| Task to complete |
Give the material once more, word for word, without any images.
# Extracted information start
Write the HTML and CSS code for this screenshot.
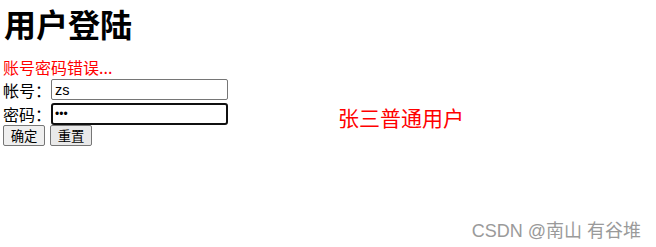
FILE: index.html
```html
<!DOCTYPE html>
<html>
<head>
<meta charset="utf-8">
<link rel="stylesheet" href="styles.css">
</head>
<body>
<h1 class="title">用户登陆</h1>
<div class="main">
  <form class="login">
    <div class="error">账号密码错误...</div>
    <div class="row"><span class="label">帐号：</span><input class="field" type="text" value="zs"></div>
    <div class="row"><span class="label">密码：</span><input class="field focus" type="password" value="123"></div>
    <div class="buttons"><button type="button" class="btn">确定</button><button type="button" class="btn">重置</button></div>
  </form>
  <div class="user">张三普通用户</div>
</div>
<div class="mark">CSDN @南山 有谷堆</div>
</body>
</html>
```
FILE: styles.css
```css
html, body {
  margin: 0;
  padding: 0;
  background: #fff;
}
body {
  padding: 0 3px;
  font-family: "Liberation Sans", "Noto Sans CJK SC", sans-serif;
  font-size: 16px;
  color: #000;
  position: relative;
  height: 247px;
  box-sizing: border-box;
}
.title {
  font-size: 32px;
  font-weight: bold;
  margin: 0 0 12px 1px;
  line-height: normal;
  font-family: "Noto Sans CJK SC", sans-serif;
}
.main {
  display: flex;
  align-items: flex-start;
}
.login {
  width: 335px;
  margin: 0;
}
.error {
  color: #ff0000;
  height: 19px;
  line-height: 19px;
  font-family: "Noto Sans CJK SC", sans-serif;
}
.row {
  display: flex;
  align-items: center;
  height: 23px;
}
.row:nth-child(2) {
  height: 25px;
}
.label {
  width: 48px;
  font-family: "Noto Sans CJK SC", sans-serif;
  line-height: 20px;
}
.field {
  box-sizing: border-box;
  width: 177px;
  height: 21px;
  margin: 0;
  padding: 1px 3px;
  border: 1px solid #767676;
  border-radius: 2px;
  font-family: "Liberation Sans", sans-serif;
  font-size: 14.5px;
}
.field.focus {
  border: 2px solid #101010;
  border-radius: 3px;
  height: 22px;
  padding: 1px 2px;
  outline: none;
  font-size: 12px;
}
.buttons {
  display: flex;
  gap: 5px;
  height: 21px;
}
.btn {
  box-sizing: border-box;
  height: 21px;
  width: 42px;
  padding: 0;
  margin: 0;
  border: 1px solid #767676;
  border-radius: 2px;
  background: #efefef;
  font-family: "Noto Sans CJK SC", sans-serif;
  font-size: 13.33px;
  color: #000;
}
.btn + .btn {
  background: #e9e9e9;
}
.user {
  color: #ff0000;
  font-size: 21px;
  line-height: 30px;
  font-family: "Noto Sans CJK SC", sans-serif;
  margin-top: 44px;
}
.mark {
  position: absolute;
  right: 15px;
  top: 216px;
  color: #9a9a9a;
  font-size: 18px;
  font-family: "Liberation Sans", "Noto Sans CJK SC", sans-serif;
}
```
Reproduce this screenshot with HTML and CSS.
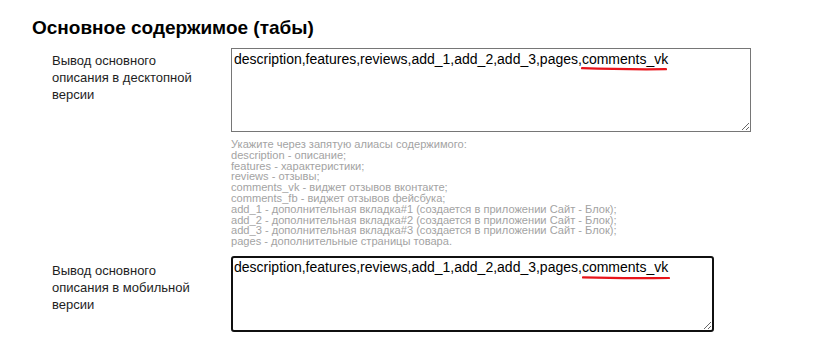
# Extracted information end
| Reply to the task |
Write the HTML and CSS code for this screenshot.
FILE: index.html
```html
<!DOCTYPE html>
<html>
<head>
<meta charset="utf-8">
<link rel="stylesheet" href="styles.css">
</head>
<body>
<h1 class="title">用户登陆</h1>
<div class="main">
  <form class="login">
    <div class="error">账号密码错误...</div>
    <div class="row"><span class="label">帐号：</span><input class="field" type="text" value="zs"></div>
    <div class="row"><span class="label">密码：</span><input class="field focus" type="password" value="123"></div>
    <div class="buttons"><button type="button" class="btn">确定</button><button type="button" class="btn">重置</button></div>
  </form>
  <div class="user">张三普通用户</div>
</div>
<div class="mark">CSDN @南山 有谷堆</div>
</body>
</html>
```
FILE: styles.css
```css
html, body {
  margin: 0;
  padding: 0;
  background: #fff;
}
body {
  padding: 0 3px;
  font-family: "Liberation Sans", "Noto Sans CJK SC", sans-serif;
  font-size: 16px;
  color: #000;
  position: relative;
  height: 247px;
  box-sizing: border-box;
}
.title {
  font-size: 32px;
  font-weight: bold;
  margin: 0 0 12px 1px;
  line-height: normal;
  font-family: "Noto Sans CJK SC", sans-serif;
}
.main {
  display: flex;
  align-items: flex-start;
}
.login {
  width: 335px;
  margin: 0;
}
.error {
  color: #ff0000;
  height: 19px;
  line-height: 19px;
  font-family: "Noto Sans CJK SC", sans-serif;
}
.row {
  display: flex;
  align-items: center;
  height: 23px;
}
.row:nth-child(2) {
  height: 25px;
}
.label {
  width: 48px;
  font-family: "Noto Sans CJK SC", sans-serif;
  line-height: 20px;
}
.field {
  box-sizing: border-box;
  width: 177px;
  height: 21px;
  margin: 0;
  padding: 1px 3px;
  border: 1px solid #767676;
  border-radius: 2px;
  font-family: "Liberation Sans", sans-serif;
  font-size: 14.5px;
}
.field.focus {
  border: 2px solid #101010;
  border-radius: 3px;
  height: 22px;
  padding: 1px 2px;
  outline: none;
  font-size: 12px;
}
.buttons {
  display: flex;
  gap: 5px;
  height: 21px;
}
.btn {
  box-sizing: border-box;
  height: 21px;
  width: 42px;
  padding: 0;
  margin: 0;
  border: 1px solid #767676;
  border-radius: 2px;
  background: #efefef;
  font-family: "Noto Sans CJK SC", sans-serif;
  font-size: 13.33px;
  color: #000;
}
.btn + .btn {
  background: #e9e9e9;
}
.user {
  color: #ff0000;
  font-size: 21px;
  line-height: 30px;
  font-family: "Noto Sans CJK SC", sans-serif;
  margin-top: 44px;
}
.mark {
  position: absolute;
  right: 15px;
  top: 216px;
  color: #9a9a9a;
  font-size: 18px;
  font-family: "Liberation Sans", "Noto Sans CJK SC", sans-serif;
}
```
Reproduce this screenshot with HTML and CSS.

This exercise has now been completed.